The last time someone was put to death in Colorado was on October 13, 1997, when the state executed Gary Lee Davis by lethal injection. Davis was convicted of the 1986 kidnapping, rape, and murder of his neighbor, Virginia May, in Arapahoe County. This execution remains the only one carried out in Colorado since the U.S. Supreme Court reinstated capital punishment in 1976, and it is the most recent execution in the state's history.
What Led to the Abolition of the Death Penalty in Colorado?
Colorado formally abolished the death penalty in March 2020, when Governor Jared Polis signed Senate Bill 20-100 into law. The repeal replaced capital punishment with life imprisonment without the possibility of parole for future crimes. The decision followed years of debate over the cost, fairness, and morality of capital punishment. Key factors included:
- High financial costs of death penalty trials and appeals compared to life imprisonment.
- Racial disparities in how capital sentences were applied across the state.
- Risk of executing an innocent person, highlighted by exonerations in other states.
- Shifting public opinion away from support for the death penalty in Colorado.
The repeal did not apply retroactively, but Governor Polis later commuted the sentences of all three inmates remaining on death row in December 2020, effectively ending capital punishment in practice.
Who Were the Inmates on Death Row Before the Commutations?
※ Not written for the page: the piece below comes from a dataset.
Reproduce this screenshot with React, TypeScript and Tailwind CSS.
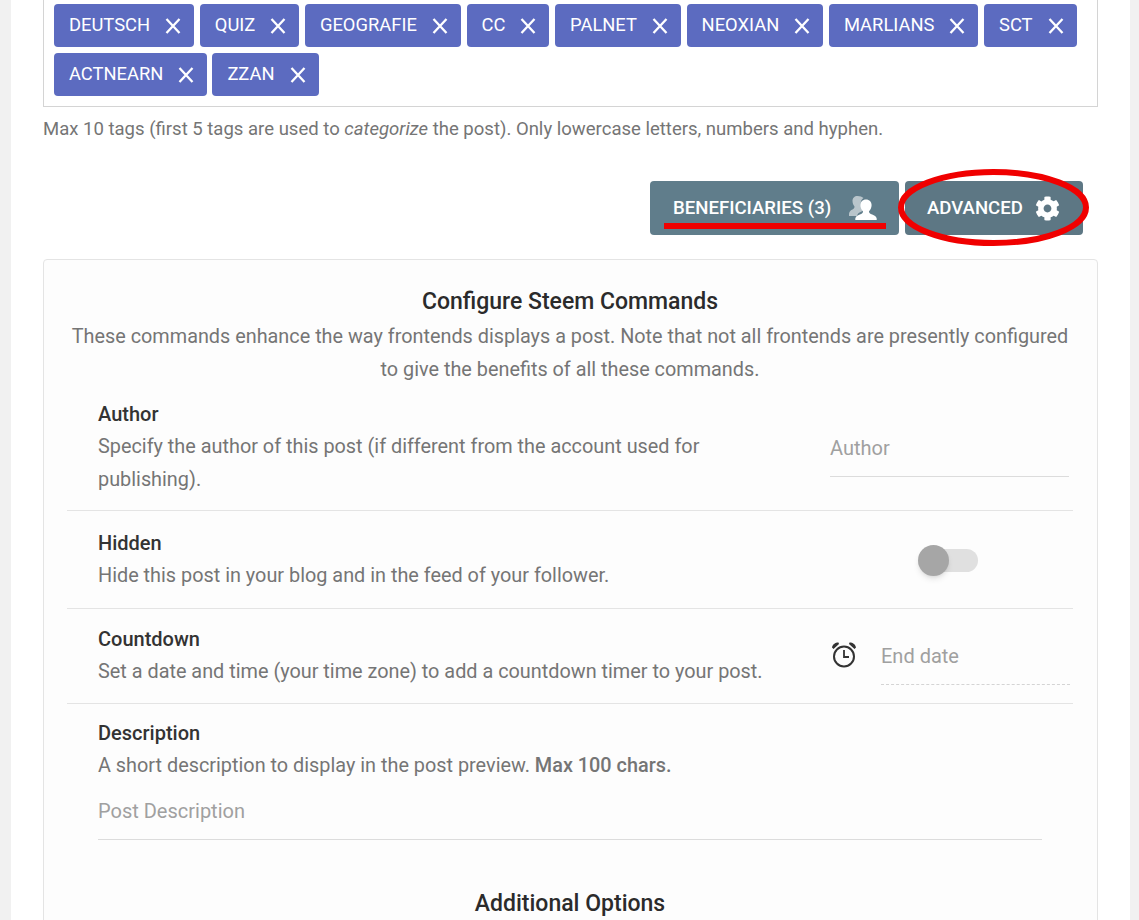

Before the 2020 commutations, three men were under active death sentences in Colorado. Their cases had been tied up in appeals for years, and none had been executed since 1997. The following table summarizes their cases:
| Inmate | Year Sentenced | Crime | Outcome in 2020 |
|---|---|---|---|
| Nathan Dunlap | 1996 | 1993 murder of four people at a Chuck E. Cheese restaurant in Aurora | Sentence commuted to life without parole |
| Sir Mario Owens | 2008 | 2004 double murder of a witness and her fiancé in Aurora | Sentence commuted to life without parole |
| Robert Ray | 2008 | 2004 double murder of a witness and her fiancé (accomplice) | Sentence commuted to life without parole |
These commutations cleared Colorado's death row entirely, leaving no one under a sentence of death in the state.
What Was the History of Executions in Colorado Before 1997?
Colorado has a long but infrequent history of executions. Before the 1997 execution of Gary Lee Davis, the state had executed 101 people since its territorial days, with the majority occurring before the 1960s. The methods used evolved over time:
- Hanging was the primary method from 1859 until 1933.
- Gas chamber was used from 1934 to 1967, with the last gas chamber execution in 1967.
- Lethal injection was adopted in 1988 and used only once, for Davis in 1997.
Notably, Colorado did not execute anyone between 1967 and 1997, a period that included a nationwide moratorium on capital punishment from 1972 to 1976. The state's execution rate has always been low compared to other states, and the 1997 execution remains an outlier in modern Colorado history.
Could the Death Penalty Ever Be Reinstated in Colorado?
Under current law, the death penalty cannot be reinstated without a new legislative act. The 2020 repeal removed the death penalty from Colorado's statutes for any crime committed after July 1, 2020. For crimes before that date, the governor's commutations mean no one is currently under a death sentence. To resume executions, the Colorado General Assembly would need to pass a new law authorizing capital punishment, and the governor would need to sign it. However, political support for such a move is minimal, and no serious legislative effort has been made since the repeal. As a result, the last execution in Colorado remains the 1997 death of Gary Lee Davis, and no future executions are expected under the state's current legal framework.